Collect every line of the records below that contains the word "styled".

** begin Available records **

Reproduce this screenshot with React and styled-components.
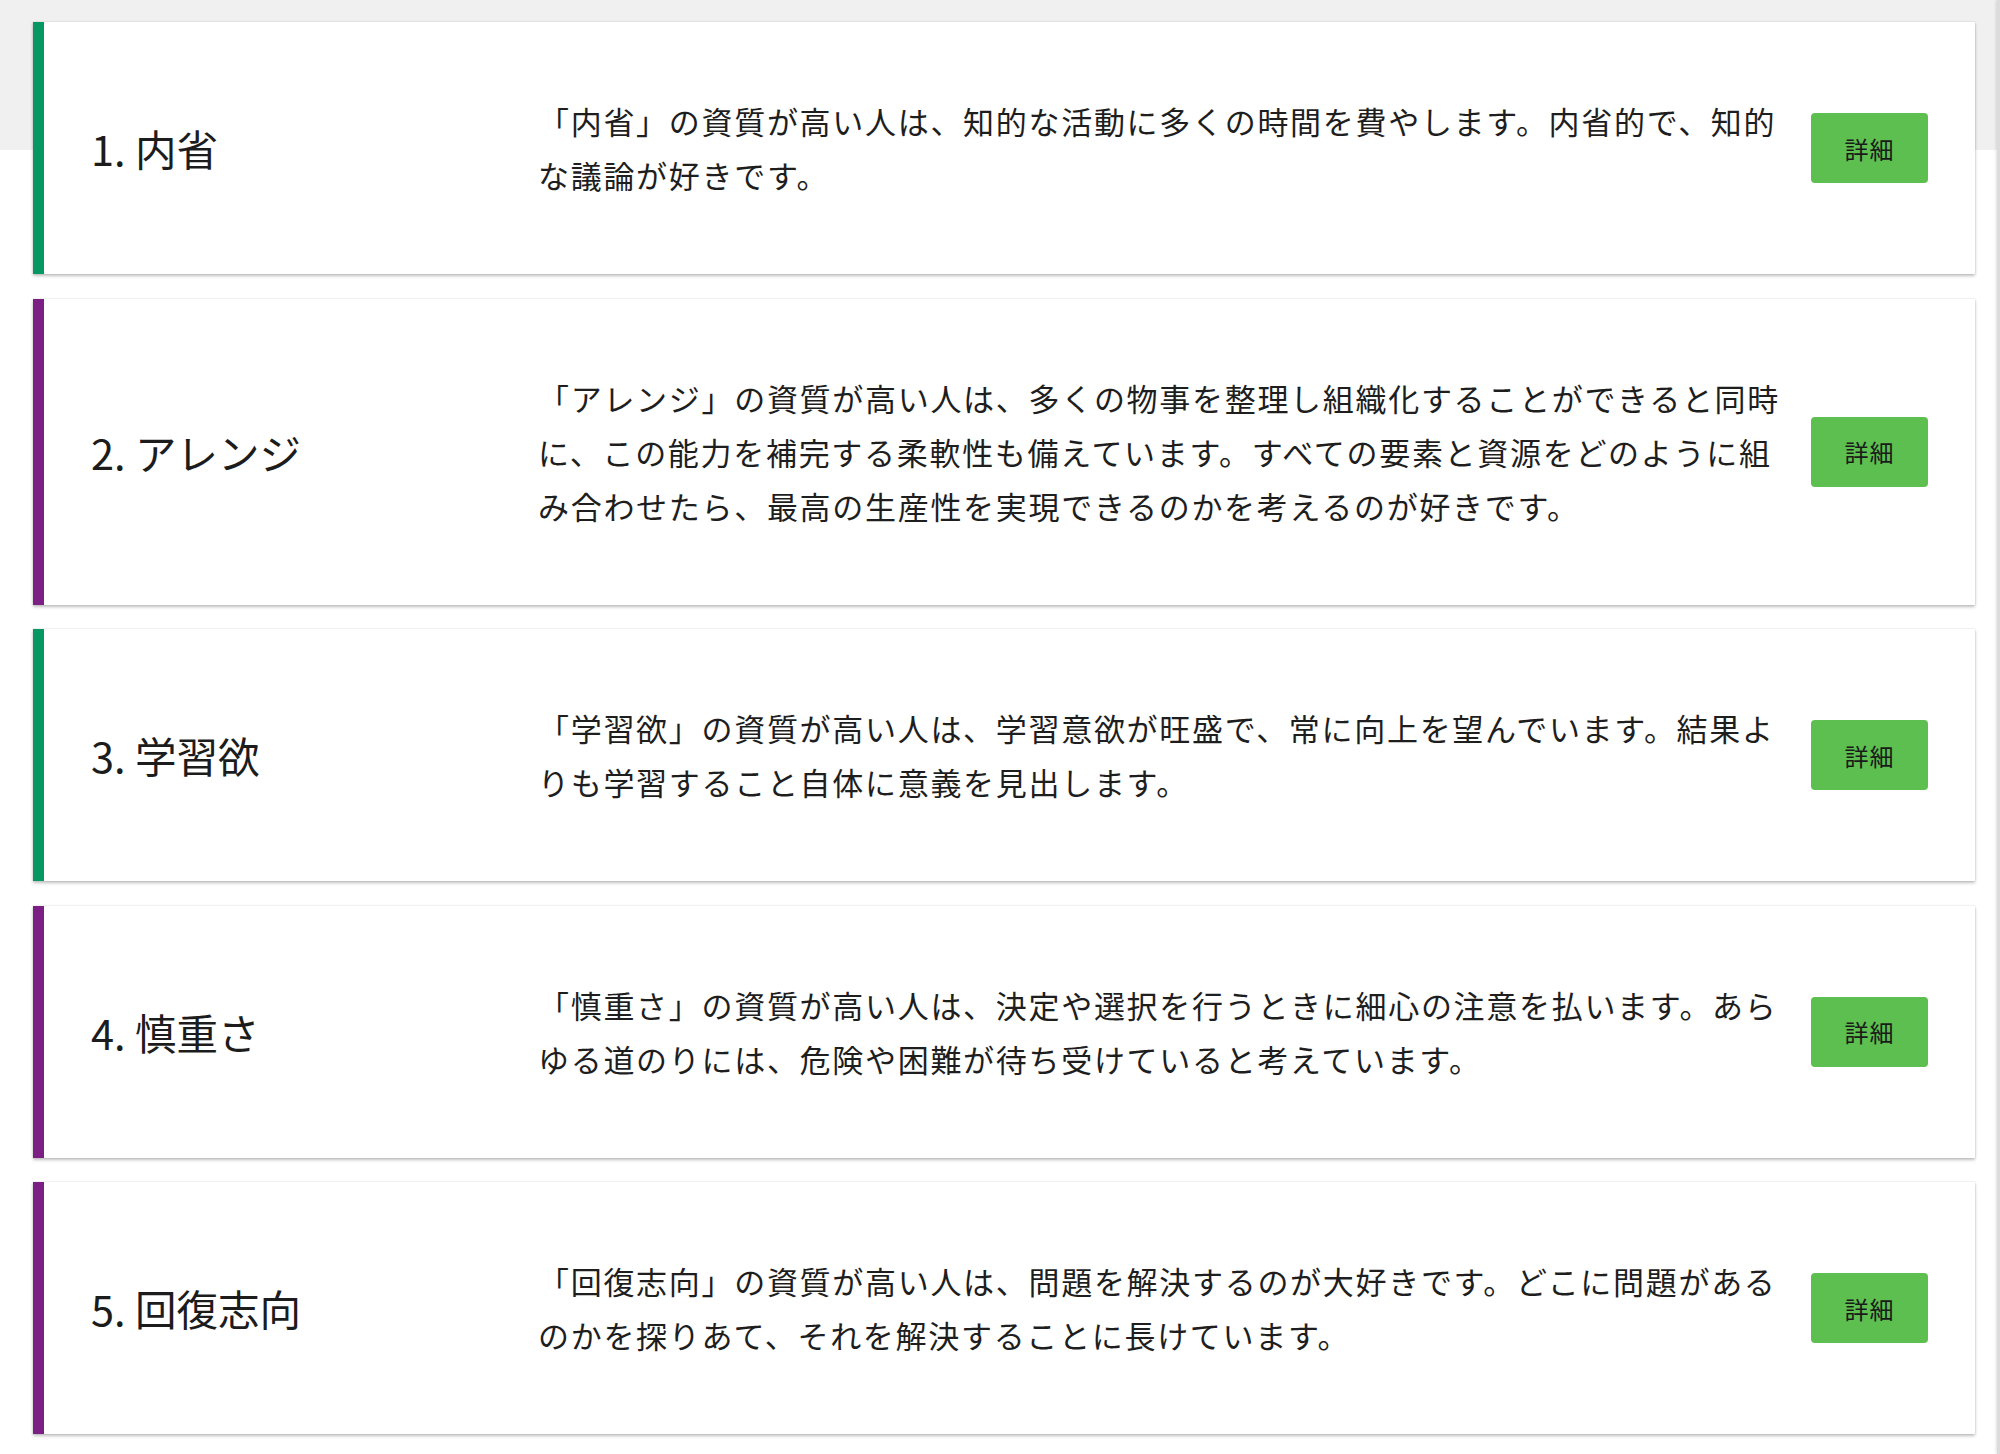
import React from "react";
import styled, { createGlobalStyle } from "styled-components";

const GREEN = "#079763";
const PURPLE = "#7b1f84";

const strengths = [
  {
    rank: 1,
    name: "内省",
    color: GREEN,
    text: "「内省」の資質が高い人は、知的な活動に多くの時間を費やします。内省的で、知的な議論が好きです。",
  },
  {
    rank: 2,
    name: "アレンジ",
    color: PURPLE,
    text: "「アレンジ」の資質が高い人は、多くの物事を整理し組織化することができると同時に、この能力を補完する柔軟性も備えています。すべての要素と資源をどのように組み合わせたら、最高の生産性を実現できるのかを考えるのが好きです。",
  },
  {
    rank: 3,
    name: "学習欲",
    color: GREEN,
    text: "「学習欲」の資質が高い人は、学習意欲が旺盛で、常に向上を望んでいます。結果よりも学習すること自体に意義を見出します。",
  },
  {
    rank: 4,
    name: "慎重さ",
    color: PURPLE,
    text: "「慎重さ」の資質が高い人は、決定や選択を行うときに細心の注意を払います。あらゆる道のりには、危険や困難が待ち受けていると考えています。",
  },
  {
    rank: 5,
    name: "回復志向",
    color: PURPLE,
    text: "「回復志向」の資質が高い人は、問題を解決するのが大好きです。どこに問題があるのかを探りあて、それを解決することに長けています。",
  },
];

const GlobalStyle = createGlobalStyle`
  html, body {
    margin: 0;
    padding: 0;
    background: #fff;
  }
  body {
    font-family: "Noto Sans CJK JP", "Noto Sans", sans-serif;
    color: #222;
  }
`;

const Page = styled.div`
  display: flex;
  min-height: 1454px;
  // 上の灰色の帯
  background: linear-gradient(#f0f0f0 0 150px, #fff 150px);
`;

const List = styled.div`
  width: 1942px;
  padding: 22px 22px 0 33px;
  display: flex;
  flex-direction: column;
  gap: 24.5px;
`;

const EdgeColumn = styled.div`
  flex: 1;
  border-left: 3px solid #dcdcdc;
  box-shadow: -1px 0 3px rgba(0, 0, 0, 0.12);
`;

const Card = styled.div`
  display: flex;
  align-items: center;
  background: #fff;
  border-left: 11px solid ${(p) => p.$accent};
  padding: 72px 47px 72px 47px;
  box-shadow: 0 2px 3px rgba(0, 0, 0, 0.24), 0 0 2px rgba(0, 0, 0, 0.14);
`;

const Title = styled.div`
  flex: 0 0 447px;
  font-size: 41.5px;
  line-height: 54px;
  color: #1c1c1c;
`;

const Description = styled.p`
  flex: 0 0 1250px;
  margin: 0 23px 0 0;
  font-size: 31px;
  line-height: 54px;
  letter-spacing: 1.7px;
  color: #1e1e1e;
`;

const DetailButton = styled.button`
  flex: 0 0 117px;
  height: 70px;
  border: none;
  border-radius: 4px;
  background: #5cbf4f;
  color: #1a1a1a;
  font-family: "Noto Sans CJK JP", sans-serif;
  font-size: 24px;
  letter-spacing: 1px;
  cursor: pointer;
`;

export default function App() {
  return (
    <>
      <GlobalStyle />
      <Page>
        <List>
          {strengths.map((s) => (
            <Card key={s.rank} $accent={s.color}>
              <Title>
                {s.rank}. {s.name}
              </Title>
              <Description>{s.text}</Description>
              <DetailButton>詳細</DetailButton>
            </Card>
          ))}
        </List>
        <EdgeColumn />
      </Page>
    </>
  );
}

** end Available records **
** begin Available records **

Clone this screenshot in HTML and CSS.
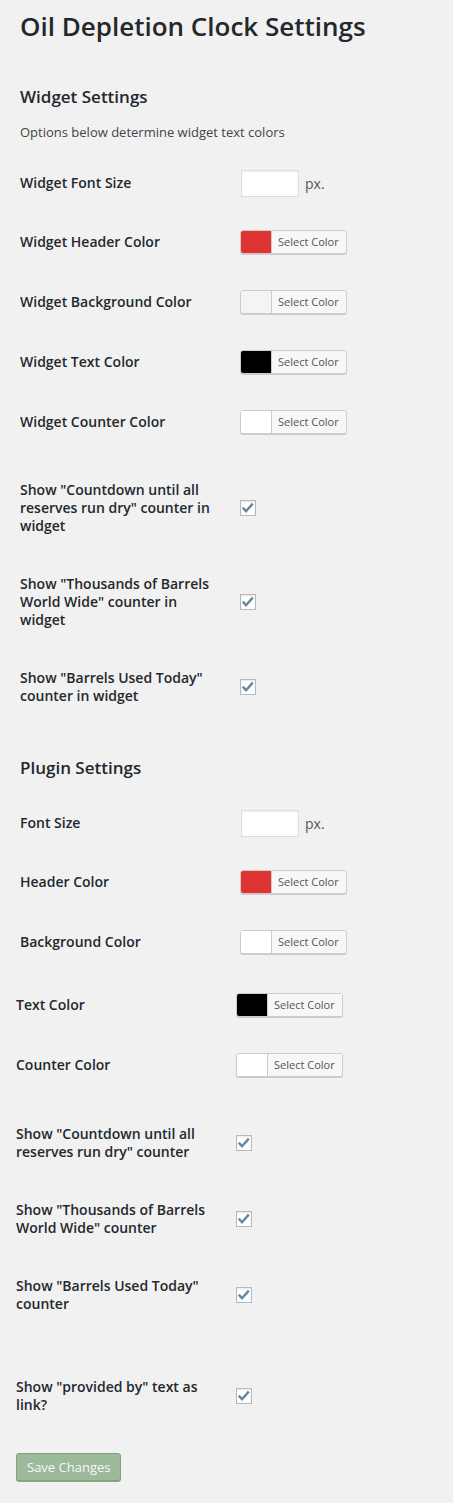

** end Available records **
** begin Available records **

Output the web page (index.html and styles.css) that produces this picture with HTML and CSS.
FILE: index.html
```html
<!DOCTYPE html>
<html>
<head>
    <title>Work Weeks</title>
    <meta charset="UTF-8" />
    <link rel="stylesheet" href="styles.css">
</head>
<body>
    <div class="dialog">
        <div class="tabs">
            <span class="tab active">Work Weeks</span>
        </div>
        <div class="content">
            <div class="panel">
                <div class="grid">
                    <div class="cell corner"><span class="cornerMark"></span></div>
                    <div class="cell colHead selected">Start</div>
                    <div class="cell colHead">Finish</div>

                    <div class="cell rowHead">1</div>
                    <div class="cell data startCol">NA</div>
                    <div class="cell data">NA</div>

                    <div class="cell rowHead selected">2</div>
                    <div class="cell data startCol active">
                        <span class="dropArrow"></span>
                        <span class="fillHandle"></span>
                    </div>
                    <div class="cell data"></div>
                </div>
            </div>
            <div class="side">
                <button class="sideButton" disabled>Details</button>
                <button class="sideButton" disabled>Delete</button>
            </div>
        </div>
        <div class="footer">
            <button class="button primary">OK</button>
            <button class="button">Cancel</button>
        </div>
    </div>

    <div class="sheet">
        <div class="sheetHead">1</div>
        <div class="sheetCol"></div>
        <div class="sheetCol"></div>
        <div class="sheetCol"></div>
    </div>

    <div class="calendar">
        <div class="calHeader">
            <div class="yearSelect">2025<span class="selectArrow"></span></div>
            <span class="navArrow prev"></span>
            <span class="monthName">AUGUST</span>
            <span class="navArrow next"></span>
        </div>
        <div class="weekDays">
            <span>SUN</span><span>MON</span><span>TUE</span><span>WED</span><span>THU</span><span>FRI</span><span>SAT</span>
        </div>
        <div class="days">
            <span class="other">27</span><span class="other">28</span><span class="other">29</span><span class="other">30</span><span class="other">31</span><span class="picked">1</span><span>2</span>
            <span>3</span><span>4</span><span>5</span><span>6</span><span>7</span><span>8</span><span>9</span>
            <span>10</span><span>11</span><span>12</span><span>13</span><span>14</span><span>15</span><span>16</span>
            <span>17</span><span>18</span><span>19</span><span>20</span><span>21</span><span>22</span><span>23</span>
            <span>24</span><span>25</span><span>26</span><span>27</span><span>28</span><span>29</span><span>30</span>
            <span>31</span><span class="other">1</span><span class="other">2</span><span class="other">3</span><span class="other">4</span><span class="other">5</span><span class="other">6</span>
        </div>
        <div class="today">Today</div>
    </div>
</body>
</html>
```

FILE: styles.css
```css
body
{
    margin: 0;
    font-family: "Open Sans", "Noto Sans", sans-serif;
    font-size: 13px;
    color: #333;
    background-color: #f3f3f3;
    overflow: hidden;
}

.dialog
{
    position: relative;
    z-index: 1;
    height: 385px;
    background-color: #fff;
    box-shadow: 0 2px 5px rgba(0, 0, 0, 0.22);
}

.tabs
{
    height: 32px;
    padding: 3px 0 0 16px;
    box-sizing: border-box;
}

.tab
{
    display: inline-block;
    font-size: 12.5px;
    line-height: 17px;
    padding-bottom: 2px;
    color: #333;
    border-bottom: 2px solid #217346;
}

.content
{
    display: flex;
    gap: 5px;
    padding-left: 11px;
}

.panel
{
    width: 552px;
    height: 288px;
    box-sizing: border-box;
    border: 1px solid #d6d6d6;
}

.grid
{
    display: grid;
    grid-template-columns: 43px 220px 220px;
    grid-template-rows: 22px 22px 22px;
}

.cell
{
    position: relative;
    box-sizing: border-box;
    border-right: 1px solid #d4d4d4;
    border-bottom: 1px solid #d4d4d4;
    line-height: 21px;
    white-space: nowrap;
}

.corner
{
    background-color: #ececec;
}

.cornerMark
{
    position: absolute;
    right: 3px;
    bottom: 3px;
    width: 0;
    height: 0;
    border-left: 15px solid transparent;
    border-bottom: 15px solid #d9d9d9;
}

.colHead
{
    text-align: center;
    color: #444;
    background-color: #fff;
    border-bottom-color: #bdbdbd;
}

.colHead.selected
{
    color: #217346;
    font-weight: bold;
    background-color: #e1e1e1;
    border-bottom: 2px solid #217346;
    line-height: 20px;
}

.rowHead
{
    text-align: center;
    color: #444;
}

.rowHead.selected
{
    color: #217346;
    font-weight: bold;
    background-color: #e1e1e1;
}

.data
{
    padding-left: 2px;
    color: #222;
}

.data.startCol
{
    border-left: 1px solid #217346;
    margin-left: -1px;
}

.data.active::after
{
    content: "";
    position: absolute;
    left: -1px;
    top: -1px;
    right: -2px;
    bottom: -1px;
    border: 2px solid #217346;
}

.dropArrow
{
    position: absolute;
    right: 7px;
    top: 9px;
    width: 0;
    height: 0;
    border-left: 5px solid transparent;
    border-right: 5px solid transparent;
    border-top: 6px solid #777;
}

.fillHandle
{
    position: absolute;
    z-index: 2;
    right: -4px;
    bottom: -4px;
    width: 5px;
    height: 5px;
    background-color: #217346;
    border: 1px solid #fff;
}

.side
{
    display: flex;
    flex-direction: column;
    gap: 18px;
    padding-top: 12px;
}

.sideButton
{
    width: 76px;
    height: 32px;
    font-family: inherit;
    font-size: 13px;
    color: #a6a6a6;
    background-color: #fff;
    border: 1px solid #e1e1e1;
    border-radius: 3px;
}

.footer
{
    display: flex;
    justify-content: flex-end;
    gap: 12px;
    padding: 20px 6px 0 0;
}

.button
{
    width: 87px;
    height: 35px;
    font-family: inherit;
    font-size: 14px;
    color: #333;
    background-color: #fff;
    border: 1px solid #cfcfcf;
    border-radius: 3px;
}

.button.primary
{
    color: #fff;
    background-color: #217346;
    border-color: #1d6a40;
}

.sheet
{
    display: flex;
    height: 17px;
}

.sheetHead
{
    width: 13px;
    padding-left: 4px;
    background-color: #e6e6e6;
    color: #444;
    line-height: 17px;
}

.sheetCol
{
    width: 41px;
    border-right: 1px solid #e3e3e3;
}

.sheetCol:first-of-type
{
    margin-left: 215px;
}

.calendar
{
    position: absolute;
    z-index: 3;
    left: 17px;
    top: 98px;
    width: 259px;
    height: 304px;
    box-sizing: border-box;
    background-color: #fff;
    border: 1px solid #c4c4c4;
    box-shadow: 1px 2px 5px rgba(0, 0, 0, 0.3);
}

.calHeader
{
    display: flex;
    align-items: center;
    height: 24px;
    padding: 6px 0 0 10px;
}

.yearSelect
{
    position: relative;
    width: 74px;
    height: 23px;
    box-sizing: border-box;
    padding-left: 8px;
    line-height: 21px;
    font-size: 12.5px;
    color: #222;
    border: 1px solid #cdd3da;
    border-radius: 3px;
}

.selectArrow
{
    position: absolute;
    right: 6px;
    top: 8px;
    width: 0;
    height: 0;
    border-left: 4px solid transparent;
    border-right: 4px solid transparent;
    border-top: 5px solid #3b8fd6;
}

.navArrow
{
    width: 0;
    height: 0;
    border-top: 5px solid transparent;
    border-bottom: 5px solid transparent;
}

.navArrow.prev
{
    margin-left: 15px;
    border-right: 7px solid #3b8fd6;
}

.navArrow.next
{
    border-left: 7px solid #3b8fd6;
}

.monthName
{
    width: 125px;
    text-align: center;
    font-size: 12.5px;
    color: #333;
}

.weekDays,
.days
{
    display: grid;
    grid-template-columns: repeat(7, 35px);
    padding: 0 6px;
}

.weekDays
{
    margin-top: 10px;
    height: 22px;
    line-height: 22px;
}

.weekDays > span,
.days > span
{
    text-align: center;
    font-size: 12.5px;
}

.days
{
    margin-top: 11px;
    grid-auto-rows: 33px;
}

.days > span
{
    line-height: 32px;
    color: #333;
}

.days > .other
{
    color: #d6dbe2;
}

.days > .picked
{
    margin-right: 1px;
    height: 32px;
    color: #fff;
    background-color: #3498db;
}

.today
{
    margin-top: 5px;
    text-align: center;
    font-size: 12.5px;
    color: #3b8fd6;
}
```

** end Available records **

■ Answer to the problem
Reproduce this screenshot with React and styled-components.
import styled, { createGlobalStyle } from "styled-components";
const Page = styled.div`
const List = styled.div`
const EdgeColumn = styled.div`
const Card = styled.div`
const Title = styled.div`
const Description = styled.p`
const DetailButton = styled.button`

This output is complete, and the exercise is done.